Mamma Louisa, which opened last May, was previously selling liquor under a seasonal license, which allows businesses to sell between April 1 and Jan. 15. He said last Saturday around 40 customers left after finding out the restaurant currently can’t serve alcohol.
“A year-round license is important so we can keep customers and be competitive,” Pellino said of his 65-seat full-service Italian restaurant. “I would prefer a full liquor license year round, so I will keep my name in for that.”
Macklin is opening Bunz Burger with his daughter, Hannah. It will have 14 seats and be open seven days a week from 11 a.m. to 8 p.m.
“We really wanted a license to generate profit, because we are so small,” he said.
He previously held a full liquor license in town for more than 20 years with Stone Soup, which opened at the same Mitchell Road location in 1993 before later moving to the corner of Central and Market streets. In 2009, the restaurant moved into the building formerly occupied by Marco Polo restaurant on High Street until it closed in August.
“We just thought it would be a nice addition for people coming in to have a burger if they could have a cold beer with it,” Macklin said. There would be no bar, and all alcohol would be served in cans or bottles, he said.
“Right now, it is just the burger concept,” he said, noting that there would be side dishes and salads.
Berry suggested that the town apply for a home rule petition to the state legislature for more liquor licenses, either all-alcohol or beer and wine.

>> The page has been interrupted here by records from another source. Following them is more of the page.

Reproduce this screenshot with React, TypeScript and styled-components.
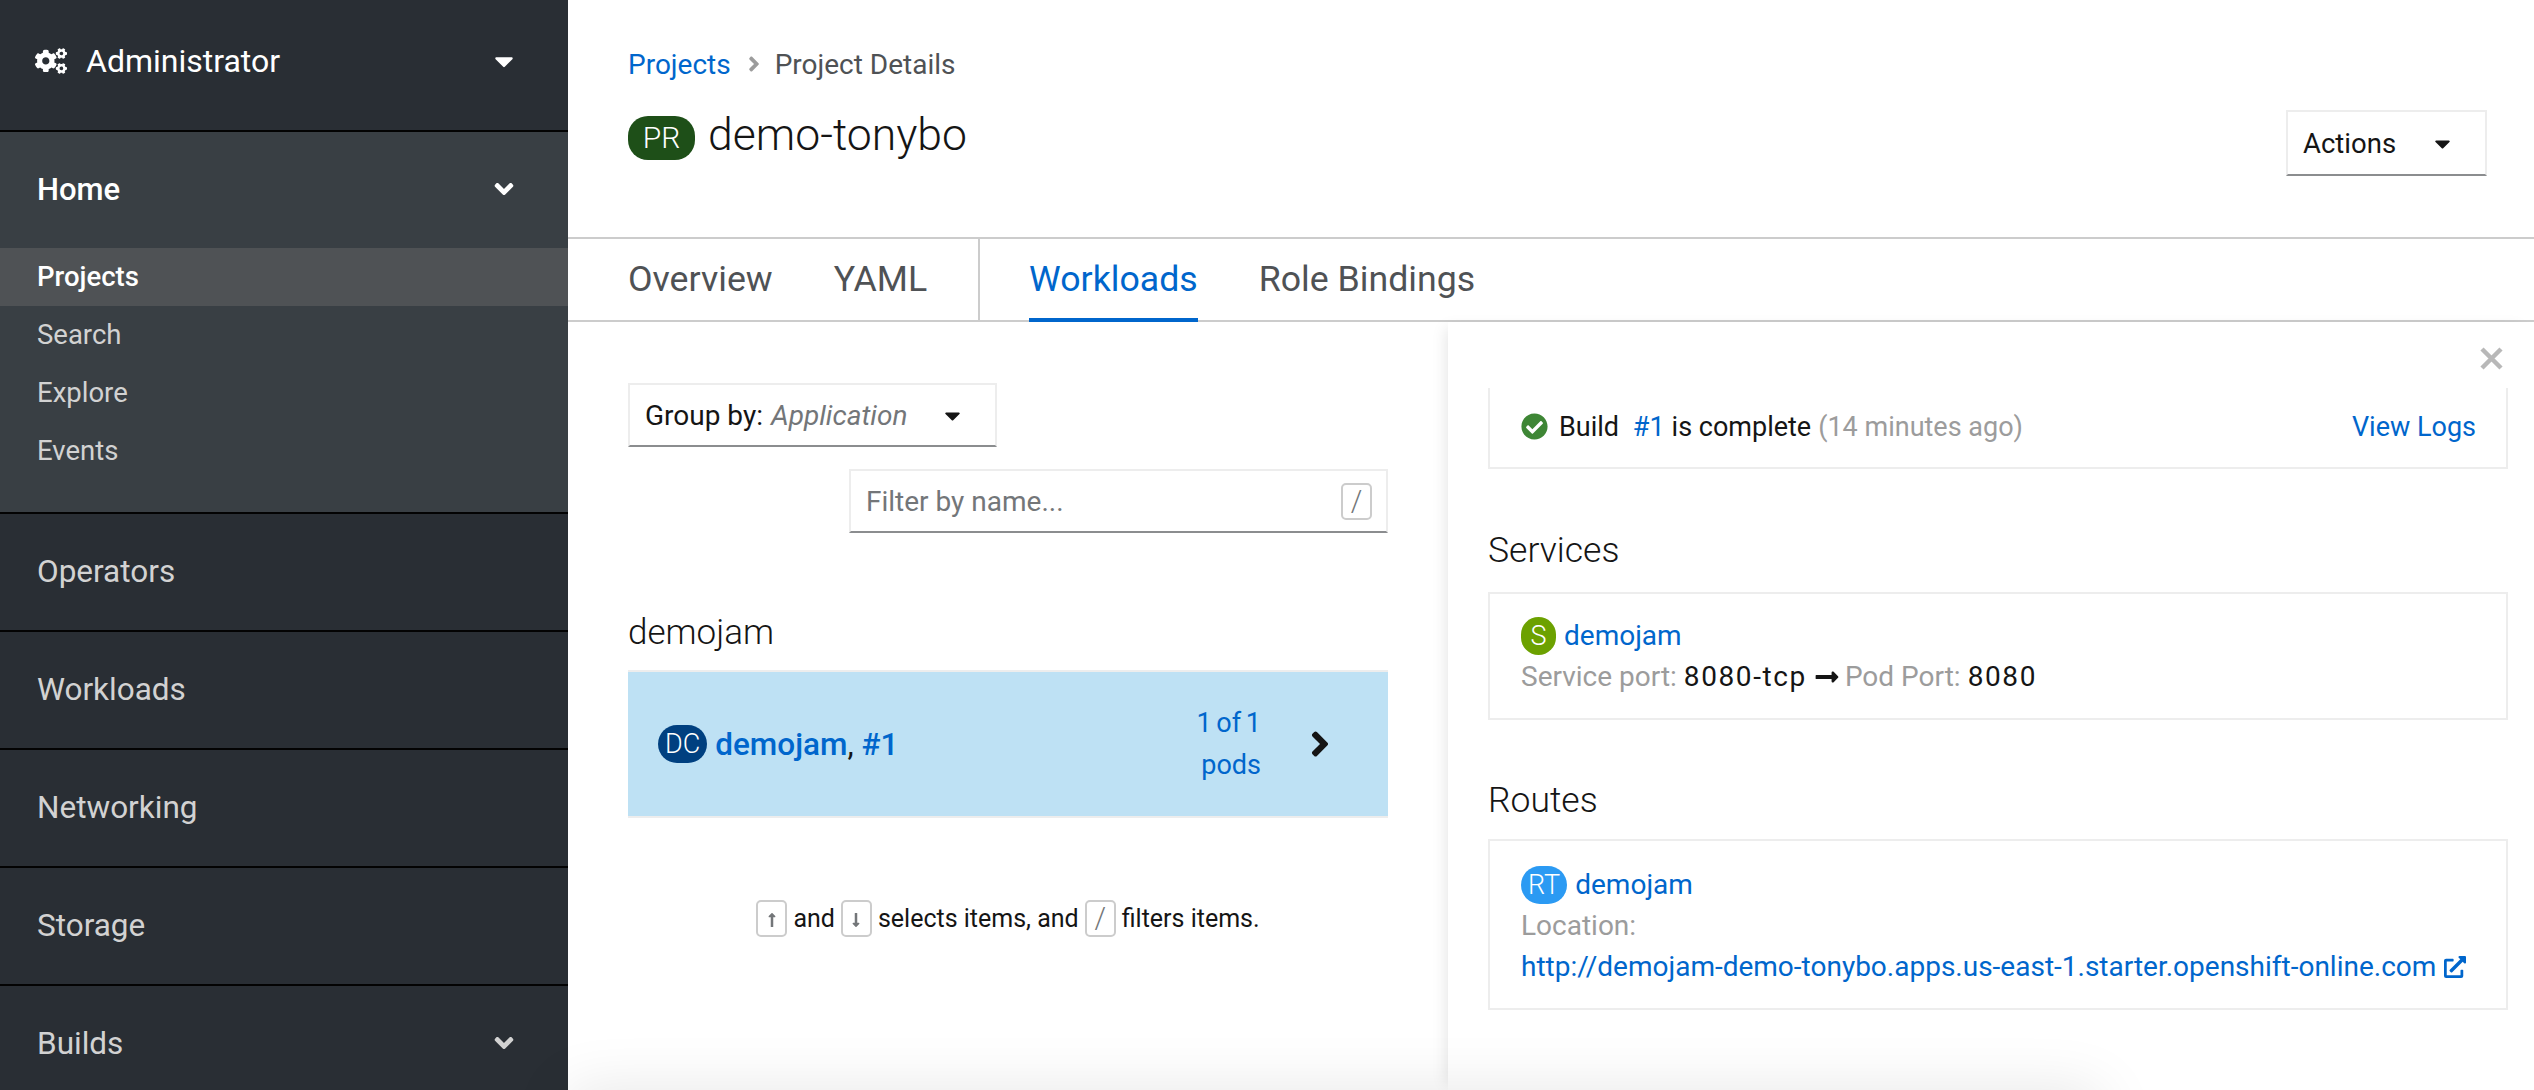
import { ReactElement, ReactNode } from 'react'
import styled, { createGlobalStyle } from 'styled-components'
import {
  FaAngleDown,
  FaAngleRight,
  FaCaretDown,
  FaCheckCircle,
  FaCogs,
  FaExternalLinkAlt,
  FaLongArrowAltDown,
  FaLongArrowAltRight,
  FaLongArrowAltUp,
} from 'react-icons/fa'

const COLOR = {
  nav: '#292e34',
  navOpen: '#393f44',
  navActive: '#4f5255',
  navLine: '#030303',
  navText: '#d2d2d2',
  link: '#0066cc',
  line: '#cccccc',
  soft: '#ededed',
  text: '#151515',
  muted: '#9c9c9c',
}

const GlobalStyle = createGlobalStyle`
  html, body {
    margin: 0;
    background: #fff;
    overflow: hidden;
  }
  * {
    box-sizing: border-box;
  }
  body {
    font-family: Roboto, "Noto Sans", sans-serif;
    color: ${COLOR.text};
  }
`

const Page = styled.div`
  display: flex;
  width: 2534px;
  height: 1090px;
  overflow: hidden;
`

const Sidebar = styled.nav`
  width: 568px;
  flex: none;
  background: ${COLOR.nav};
  color: ${COLOR.navText};
`

const Perspective = styled.div`
  height: 132px;
  padding: 40px 49px 0 35px;
  display: flex;
  align-items: flex-start;
  color: #fff;
  font-size: 32px;
  line-height: 42px;
  border-bottom: 2px solid ${COLOR.navLine};
  > svg {
    font-size: 32px;
    margin-right: 19px;
    margin-top: 5px;
  }
`

const Spacer = styled.span`
  flex: 1;
`

const NavCaret = styled.span<{ $drop?: number }>`
  font-size: 30px;
  display: flex;
  margin-top: ${({ $drop }) => $drop ?? 0}px;
`

const NavGroup = styled.div<{ $open?: boolean }>`
  background: ${({ $open }) => ($open ? COLOR.navOpen : COLOR.nav)};
  border-bottom: 2px solid ${COLOR.navLine};
  padding-bottom: ${({ $open }) => ($open ? '32px' : '0')};
`

const NavHeader = styled.div<{ $open?: boolean }>`
  height: 116px;
  padding: 0 49px 2px 37px;
  display: flex;
  align-items: center;
  font-size: ${({ $open }) => ($open ? '31px' : '31.5px')};
  color: ${({ $open }) => ($open ? '#fff' : COLOR.navText)};
  font-weight: ${({ $open }) => ($open ? 500 : 400)};
`

const NavItem = styled.div<{ $active?: boolean }>`
  height: 58px;
  padding: 0 0 2px 37px;
  display: flex;
  align-items: center;
  font-size: 27.5px;
  background: ${({ $active }) => ($active ? COLOR.navActive : 'transparent')};
  color: ${({ $active }) => ($active ? '#fff' : COLOR.navText)};
  font-weight: ${({ $active }) => ($active ? 500 : 400)};
`

const Main = styled.main`
  flex: 1;
  display: flex;
  flex-direction: column;
  min-width: 0;
`

const PageHead = styled.header`
  height: 237px;
  padding: 45px 47px 0 60px;
  display: flex;
  justify-content: space-between;
  align-items: flex-start;
`

const Breadcrumb = styled.div`
  display: flex;
  align-items: center;
  height: 38px;
  font-size: 28px;
  color: #4f5255;
  a {
    color: ${COLOR.link};
  }
  svg {
    color: #9c9c9c;
    font-size: 24px;
    margin: 0 9px 0 11px;
  }
`

const TitleRow = styled.div`
  display: flex;
  align-items: center;
  margin-top: 33px;
  font-size: 44.5px;
  font-weight: 300;
  gap: 13px;
  line-height: 44px;
`

const TitleText = styled.span`
  position: relative;
  top: -3px;
`

const Badge = styled.span<{ $bg: string; $size: 'lg' | 'md' }>`
  display: inline-flex;
  align-items: center;
  justify-content: center;
  flex: none;
  background: ${({ $bg }) => $bg};
  color: #fff;
  font-weight: 300;
  border-radius: 20px;
  padding: ${({ $size }) => ($size === 'lg' ? '0 10px' : '0 7px')};
  height: ${({ $size }) => ($size === 'lg' ? '44px' : '38px')};
  min-width: ${({ $size }) => ($size === 'lg' ? '67px' : '35px')};
  font-size: ${({ $size }) => ($size === 'lg' ? '30px' : '27px')};
`

const Dropdown = styled.div<{ $width: number; $top?: number }>`
  display: flex;
  align-items: center;
  height: ${({ $top }) => ($top ? '66px' : '64px')};
  width: ${({ $width }) => $width}px;
  margin-top: ${({ $top }) => $top ?? 0}px;
  padding-left: 15px;
  font-size: ${({ $top }) => ($top ? '27.5px' : '28px')};
  background: #fff;
  border: 2px solid ${COLOR.soft};
  border-bottom: 2px solid #8b8d8f;
  em {
    color: #737679;
    margin-left: 8px;
  }
  svg {
    margin-left: auto;
    margin-right: 30px;
    font-size: 25px;
  }
`

const TabBar = styled.div`
  height: 85px;
  padding-left: 60px;
  display: flex;
  border-top: 2px solid ${COLOR.line};
  border-bottom: 2px solid ${COLOR.line};
`

const Tab = styled.div<{ $active?: boolean }>`
  height: 83px;
  display: flex;
  align-items: center;
  margin-right: 61px;
  font-size: 35.7px;
  color: ${({ $active }) => ($active ? COLOR.link : '#4f5255')};
  border-bottom: 4px solid ${({ $active }) => ($active ? COLOR.link : 'transparent')};
`

const TabDivider = styled.div`
  width: 2px;
  background: ${COLOR.line};
  margin: 0 49px 0 -10px;
`

const Body = styled.div`
  flex: 1;
  display: flex;
  position: relative;
  min-height: 0;
  &::after {
    content: '';
    position: absolute;
    left: 0;
    bottom: -60px;
    height: 60px;
    width: 1532px;
    box-shadow: 0 0 60px rgba(3, 3, 3, 0.1);
  }
`

const ListPane = styled.section`
  width: 880px;
  flex: none;
  padding: 61px 60px 0;
`

const FilterBox = styled.div`
  margin: 22px 0 0 221px;
  height: 64px;
  padding: 0 14px 0 15px;
  display: flex;
  align-items: center;
  justify-content: space-between;
  font-size: 28px;
  color: #737679;
  border: 2px solid ${COLOR.soft};
  border-bottom: 2px solid #8b8d8f;
`

const Key = styled.kbd`
  display: inline-flex;
  align-items: center;
  justify-content: center;
  width: 31px;
  height: 37px;
  border: 2px solid ${COLOR.line};
  border-radius: 5px;
  font-family: inherit;
  font-size: 29px;
  font-weight: 300;
  color: #737679;
  background: #fff;
  svg {
    font-size: 16px;
    margin-top: 4px;
  }
`

const GroupName = styled.h2`
  margin: 78px 0 15px;
  font-size: 35px;
  line-height: 44px;
  font-weight: 300;
`

const WorkloadRow = styled.div`
  height: 148px;
  display: flex;
  align-items: center;
  padding: 0 48px 0 30px;
  background: #bee1f4;
  border-top: 2px solid ${COLOR.soft};
  border-bottom: 2px solid ${COLOR.soft};
  font-size: 31.5px;
  a {
    color: ${COLOR.link};
    font-weight: 500;
  }
`

const WorkloadName = styled.span`
  margin-left: 8px;
`

const PodCount = styled.div`
  margin-left: auto;
  text-align: right;
  font-size: 27px;
  line-height: 42px;
  word-spacing: -2px;
  color: ${COLOR.link};
  width: 100px;
`

const RowChevron = styled(FaAngleRight)`
  font-size: 40px;
  color: #151515;
  margin-left: 39px;
`

const Hint = styled.div`
  margin-top: 80px;
  height: 40px;
  display: flex;
  align-items: center;
  justify-content: center;
  gap: 6px;
  font-size: 25px;
`

const DetailPane = styled.section`
  flex: 1;
  position: relative;
  padding: 66px 26px 0 40px;
  background: #fff;
  box-shadow: -8px 0 14px -6px rgba(3, 3, 3, 0.1);
`

const CloseIcon = styled.svg`
  position: absolute;
  top: 25px;
  right: 31px;
  width: 23px;
  height: 23px;
  stroke: #b8b8b8;
  stroke-width: 4.5;
`

const InfoCard = styled.div<{ $height: number; $top?: number }>`
  height: ${({ $height }) => $height}px;
  border: 2px solid ${COLOR.soft};
  padding: ${({ $top }) => $top ?? 21}px 30px 0 31px;
  font-size: 28px;
`

const BuildCard = styled(InfoCard)`
  border-top: none;
  font-size: 27px;
`

const InfoLine = styled.div<{ $gap?: number }>`
  display: flex;
  align-items: center;
  height: 41px;
  gap: ${({ $gap }) => $gap ?? 7}px;
  white-space: nowrap;
  a {
    color: ${COLOR.link};
    display: inline-flex;
    align-items: center;
  }
`

const Muted = styled.span`
  color: ${COLOR.muted};
`

const PortValue = styled.span`
  letter-spacing: 1.6px;
`

const StatusIcon = styled(FaCheckCircle)`
  color: #3e8635;
  font-size: 27px;
  margin-right: 4px;
`

const PortArrow = styled(FaLongArrowAltRight)`
  font-size: 26px;
  margin-right: -2px;
`

const ExternalIcon = styled(FaExternalLinkAlt)`
  font-size: 22px;
  margin-left: 8px;
`

const SectionTitle = styled.h3<{ $gap: number; $below: number }>`
  margin: ${({ $gap }) => $gap}px 0 ${({ $below }) => $below}px;
  font-size: 35.5px;
  line-height: 44px;
  font-weight: 300;
`

const Nav = ({ label, caret }: { label: string; caret?: boolean }): ReactElement => (
  <NavGroup>
    <NavHeader>
      {label}
      <Spacer />
      {caret && (
        <NavCaret>
          <FaAngleDown />
        </NavCaret>
      )}
    </NavHeader>
  </NavGroup>
)

const Tabs = (): ReactElement => (
  <TabBar>
    <Tab>Overview</Tab>
    <Tab>YAML</Tab>
    <TabDivider />
    <Tab $active>Workloads</Tab>
    <Tab>Role Bindings</Tab>
  </TabBar>
)

const Link = ({ children }: { children: ReactNode }): ReactElement => <a>{children}</a>

const App = (): ReactElement => {
  return (
    <Page>
      <GlobalStyle />
      <Sidebar>
        <Perspective>
          <FaCogs />
          Administrator
          <Spacer />
          <NavCaret $drop={6}>
            <FaCaretDown />
          </NavCaret>
        </Perspective>
        <NavGroup $open>
          <NavHeader $open>
            Home
            <Spacer />
            <NavCaret>
              <FaAngleDown />
            </NavCaret>
          </NavHeader>
          <NavItem $active>Projects</NavItem>
          <NavItem>Search</NavItem>
          <NavItem>Explore</NavItem>
          <NavItem>Events</NavItem>
        </NavGroup>
        <Nav label="Operators" />
        <Nav label="Workloads" />
        <Nav label="Networking" />
        <Nav label="Storage" />
        <Nav label="Builds" caret />
      </Sidebar>
      <Main>
        <PageHead>
          <div>
            <Breadcrumb>
              <Link>Projects</Link>
              <FaAngleRight />
              Project Details
            </Breadcrumb>
            <TitleRow>
              <Badge $bg="#1e4f18" $size="lg">PR</Badge>
              <TitleText>demo-tonybo</TitleText>
            </TitleRow>
          </div>
          <Dropdown $width={201} $top={65}>
            Actions
            <FaCaretDown />
          </Dropdown>
        </PageHead>
        <Tabs />
        <Body>
          <ListPane>
            <Dropdown $width={369}>
              Group by: <em>Application</em>
              <FaCaretDown />
            </Dropdown>
            <FilterBox>
              Filter by name...
              <Key>/</Key>
            </FilterBox>
            <GroupName>demojam</GroupName>
            <WorkloadRow>
              <Badge $bg="#004080" $size="md">DC</Badge>
              <WorkloadName>
                <Link>demojam</Link>, <Link>#1</Link>
              </WorkloadName>
              <PodCount>
                1 of 1
                <br />
                pods
              </PodCount>
              <RowChevron />
            </WorkloadRow>
            <Hint>
              <Key>
                <FaLongArrowAltUp />
              </Key>
              and
              <Key>
                <FaLongArrowAltDown />
              </Key>
              selects items, and
              <Key>/</Key>
              filters items.
            </Hint>
          </ListPane>
          <DetailPane>
            <CloseIcon viewBox="0 0 23 23">
              <path d="M2 2L21 21M21 2L2 21" />
            </CloseIcon>
            <BuildCard $height={81} $top={18}>
              <InfoLine>
                <StatusIcon />
                Build&nbsp;
                <Link>#1</Link>
                is complete
                <Muted>(14 minutes ago)</Muted>
                <Spacer />
                <Link>View Logs</Link>
              </InfoLine>
            </BuildCard>
            <SectionTitle $gap={59} $below={20}>Services</SectionTitle>
            <InfoCard $height={128}>
              <InfoLine $gap={8}>
                <Badge $bg="#6ca100" $size="md">S</Badge>
                <Link>demojam</Link>
              </InfoLine>
              <InfoLine>
                <Muted>Service port:</Muted>
                <PortValue>8080-tcp</PortValue>
                <PortArrow />
                <Muted>Pod Port:</Muted>
                <PortValue>8080</PortValue>
              </InfoLine>
            </InfoCard>
            <SectionTitle $gap={58} $below={17}>Routes</SectionTitle>
            <InfoCard $height={171} $top={23}>
              <InfoLine $gap={8}>
                <Badge $bg="#2b9af3" $size="md">RT</Badge>
                <Link>demojam</Link>
              </InfoLine>
              <InfoLine>
                <Muted>Location:</Muted>
              </InfoLine>
              <InfoLine>
                <Link>
                  http://demojam-demo-tonybo.apps.us-east-1.starter.openshift-online.com
                  <ExternalIcon />
                </Link>
              </InfoLine>
            </InfoCard>
          </DetailPane>
        </Body>
      </Main>
    </Page>
  )
}

export default App
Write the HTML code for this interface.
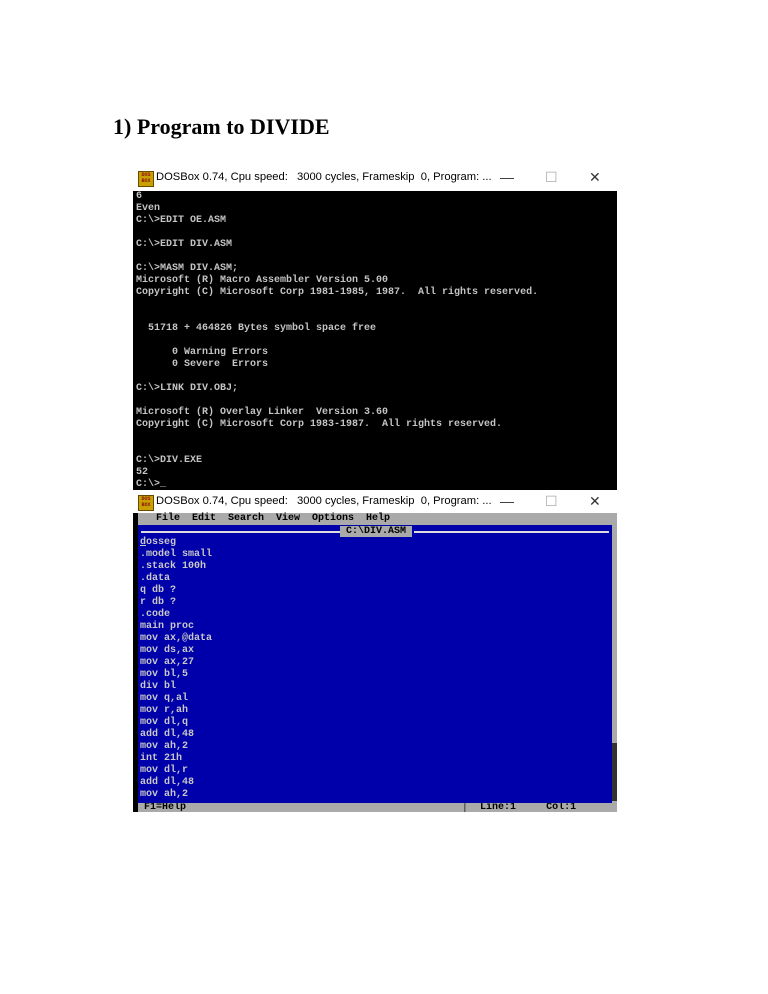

She asked Pellino if he would consider waiting for such a petition in order to get an all-alcohol license, but his lawyer said it wasn’t a good idea.
“They go for one or two years before they are finally approved, if they are approved,” said James Cody, Pellino’s lawyer. “I don’t think he has the luxury of a year or two to stay in business with no guarantees.”
While Pellino said he would prefer an all-alcohol license, he said it’s important he has a year-round license to maintain his business. He said 80 to 85 percent of his customers order wine with their meals.
“My restaurant calls for it,” Pellino said. “A customer will not walk out because he can’t have vodka or scotch; they’ll have a glass of wine or beer. You can’t have nothing.”
Pellino opened Mamma Luisa Cucina and Bar in the former spot of Rossini’s in May. The Danvers native opened his first restaurant, Pellino’s Fine Italian Dining, in Marblehead in 1992 and moved it to the North End in 2012. He operates both the Ipswich and Boston restaurants.
The license in town recently became available after the town and state reconciled records regarding available liquor licenses in town, according to Jennifer Breaker, the town manager’s assistant. State records showed that one of the town’s wine and malt licenses was tied up by Cafe Zabaglione, which had switched its license to all-alcohol a number of years ago, Breaker said.
Pellino said the beer and wine license should have been available when he first opened, and this likely wouldn’t have been an issue.
Craft supported Mamma Louisa during the discussion at the hearing.
“For a variety of reasons, I am inclined in the direction of downtown,” Craft said. “I think to keep our licenses concentrated there is a good thing.”
Pellino’s license must still be approved by the state’s Alcoholic Beverages Control Commission, but he hopes to have it in a couple of weeks.